In response to the genocide, companies doing business with Israeli settlements have come under renewed scrutiny. In 2022, Booking.com announced that it would be adding advisories to listings in Israeli settlements, describing them as “occupied territory” and warning of potential human rights abuses—but the Dutch company, which has a subsidiary in the United States, backed down after Israeli and other potential hosts filed a lawsuit. Since November, Booking.com has been in court in the Netherlands, accused of “laundering profits from Israeli war crimes in Palestine,” according to SOMO, a Dutch corporate watchdog group that filed the complaint.
As Dutch prosecutors continue to investigate Booking.com, Fatafta explains that even in a place like the United States, where the courts are unlikely to entertain legal action that would harm an embattled ally of the government like Israel, civil society has a role to play in curbing the complicity of tech companies, including Eventbrite.
“Unfortunately, when it comes to Palestine, and when it comes to the current context of the ongoing genocide, the impunity that Israel enjoys right now is also covering the asses of these companies,” Fatafta says. “The enforcement isn’t really in the courts. It’s more in civil society.”

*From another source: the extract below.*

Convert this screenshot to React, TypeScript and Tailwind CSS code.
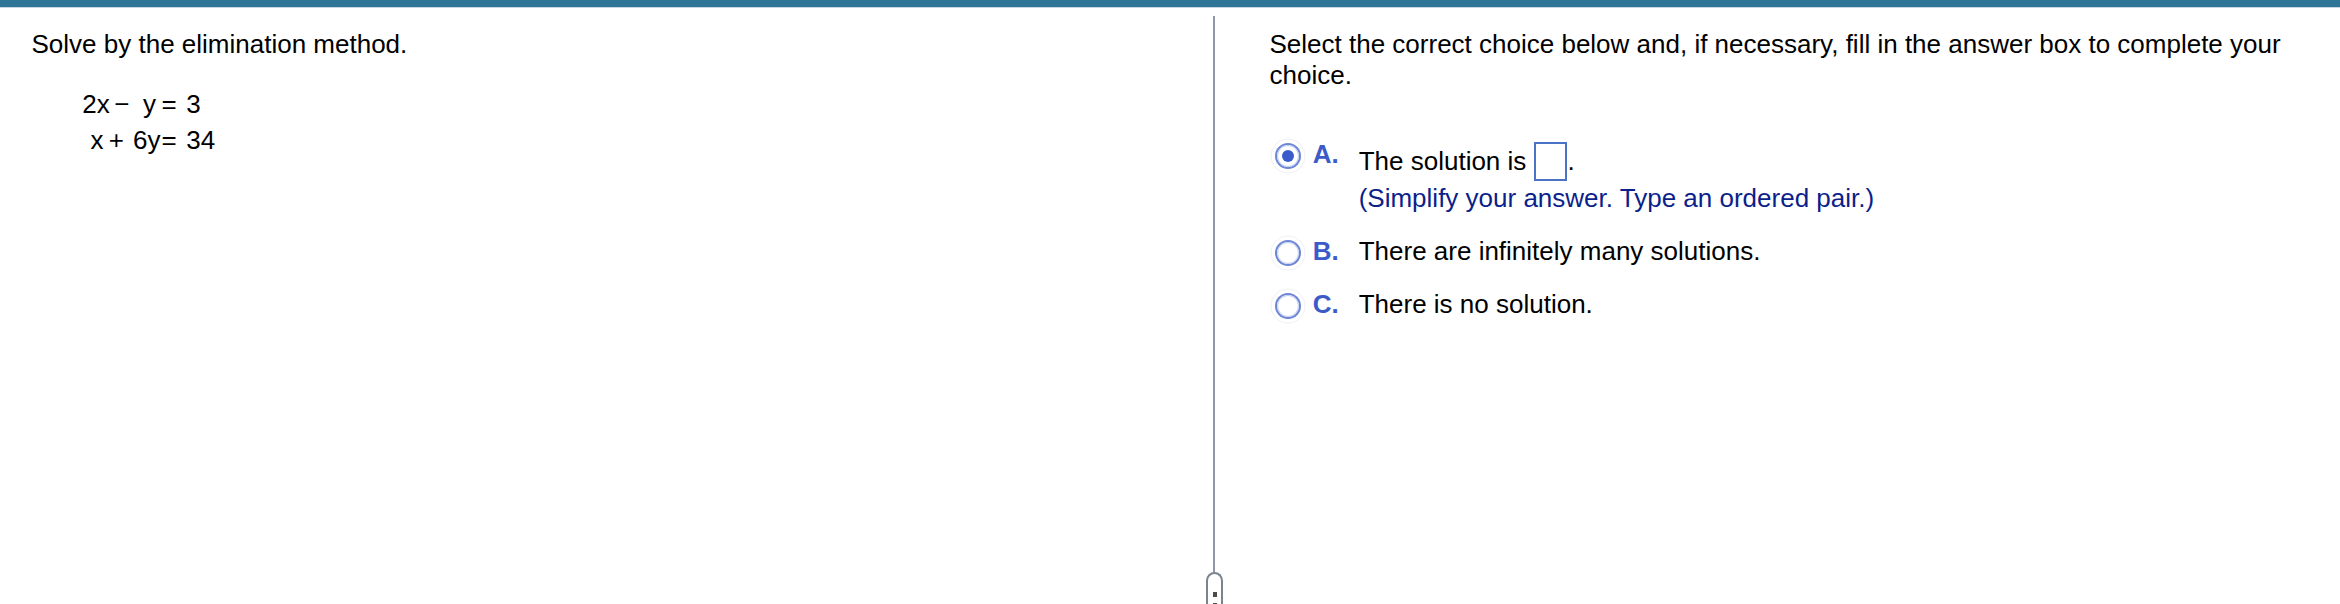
import React from "react"

function Radio({ checked }: { checked?: boolean }) {
    return (
        <svg width="36" height="36" viewBox="0 0 36 36" className="-m-[5px] block shrink-0">
            <circle cx="18" cy="18" r="17" fill="none" stroke="#f0f1f4" strokeWidth="1" />
            <circle cx="18" cy="18" r="12" fill="#fff" stroke="#6d86d6" strokeWidth="2" />
            <circle cx="18" cy="18" r="10.5" fill="none" stroke="#c3cdee" strokeWidth="1" />
            {checked && <circle cx="18" cy="18" r="6" fill="#3b5acb" />}
        </svg>
    )
}

function Choice({ letter, checked, className, children }: { letter: string; checked?: boolean; className?: string; children: React.ReactNode }) {
    return (
        <div className={"flex items-start " + (className ?? "")}>
            <div className="ml-[5.5px] mt-[4px]">
                <Radio checked={checked} />
            </div>
            <span className="ml-[11.7px] w-[46px] shrink-0 font-bold text-[#3d5bc8]">{letter}</span>
            {children}
        </div>
    )
}

function App() {
    return (
        <div className="h-[604px] w-[2340px] overflow-hidden bg-white font-['Liberation_Sans',Arial,sans-serif] text-[26px] leading-[31.2px] text-black">
            <div className="h-[7px] bg-[#2f7597]" />
            <div className="h-px bg-[#c9d7e1]" />

            <div className="flex">
                {/* question */}
                <div className="w-[1213px] shrink-0 pl-[31.5px] pt-[21px]">
                    <p>Solve by the elimination method.</p>
                    <div className="ml-[46.5px] mt-[26px] grid w-max grid-cols-[55px_23px_auto_auto] leading-[36px]">
                        <div className="pl-[4.3px]">
                            <span>2x</span>
                            <span className="ml-[4.6px]">−</span>
                        </div>
                        <div className="text-right">y</div>
                        <div className="pl-[5.5px]">=</div>
                        <div className="pl-[9.5px]">3</div>

                        <div className="pl-[12.5px]">
                            <span>x</span>
                            <span className="ml-[5.2px]">+</span>
                        </div>
                        <div className="text-right">6y</div>
                        <div className="pl-[5.5px]">=</div>
                        <div className="pl-[9.5px]">34</div>
                    </div>
                </div>

                {/* divider */}
                <div className="relative w-[2px] shrink-0">
                    <div className="mt-[8px] h-[556px] w-[2px] bg-[#8f97a8]" />
                    <div className="absolute left-[-7px] top-[564px] flex h-[48px] w-[17px] flex-col items-center gap-[6px] rounded-t-full border-2 border-b-0 border-[#7b8391] bg-white pt-[17.7px]">
                        <span className="h-[5px] w-[4px] bg-[#4b4b4b]" />
                        <span className="h-[5px] w-[4px] bg-[#4b4b4b]" />
                    </div>
                </div>

                {/* answer */}
                <div className="flex-1 pl-[54.5px] pr-[20px] pt-[21px]">
                    <p>Select the correct choice below and, if necessary, fill in the answer box to complete your choice.</p>

                    <Choice letter="A." checked className="mt-[47.5px]">
                        <div className="mt-[2.6px]">
                            <div>
                                The solution is{" "}
                                <span className="inline-block h-[39px] w-[33px] border-2 border-[#4a72c6] align-[-10.7px]" />
                                <span className="ml-[1px]">.</span>
                            </div>
                            <div className="mt-[2.7px] text-[#0c1f8a]">(Simplify your answer. Type an ordered pair.)</div>
                        </div>
                    </Choice>

                    <Choice letter="B." className="mt-[21.5px]">
                        <span>There are infinitely many solutions.</span>
                    </Choice>

                    <Choice letter="C." className="mt-[22.4px]">
                        <span>There is no solution.</span>
                    </Choice>
                </div>
            </div>
        </div>
    )
}

export default App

“Civil society can investigate, document, point to, and advocate for change,” she continues. “When you expose a company’s entanglement in illegal activity, it makes civil society able to pressure them. They can also demand accountability . . . . It’s a form of momentum, not in a legal sense, but in terms of campaigning and advocacy. It can give individuals and communities an opportunity to choose to boycott. There are many ways in which people can exert pressure on companies to hold them accountable outside of the realm of legal action.”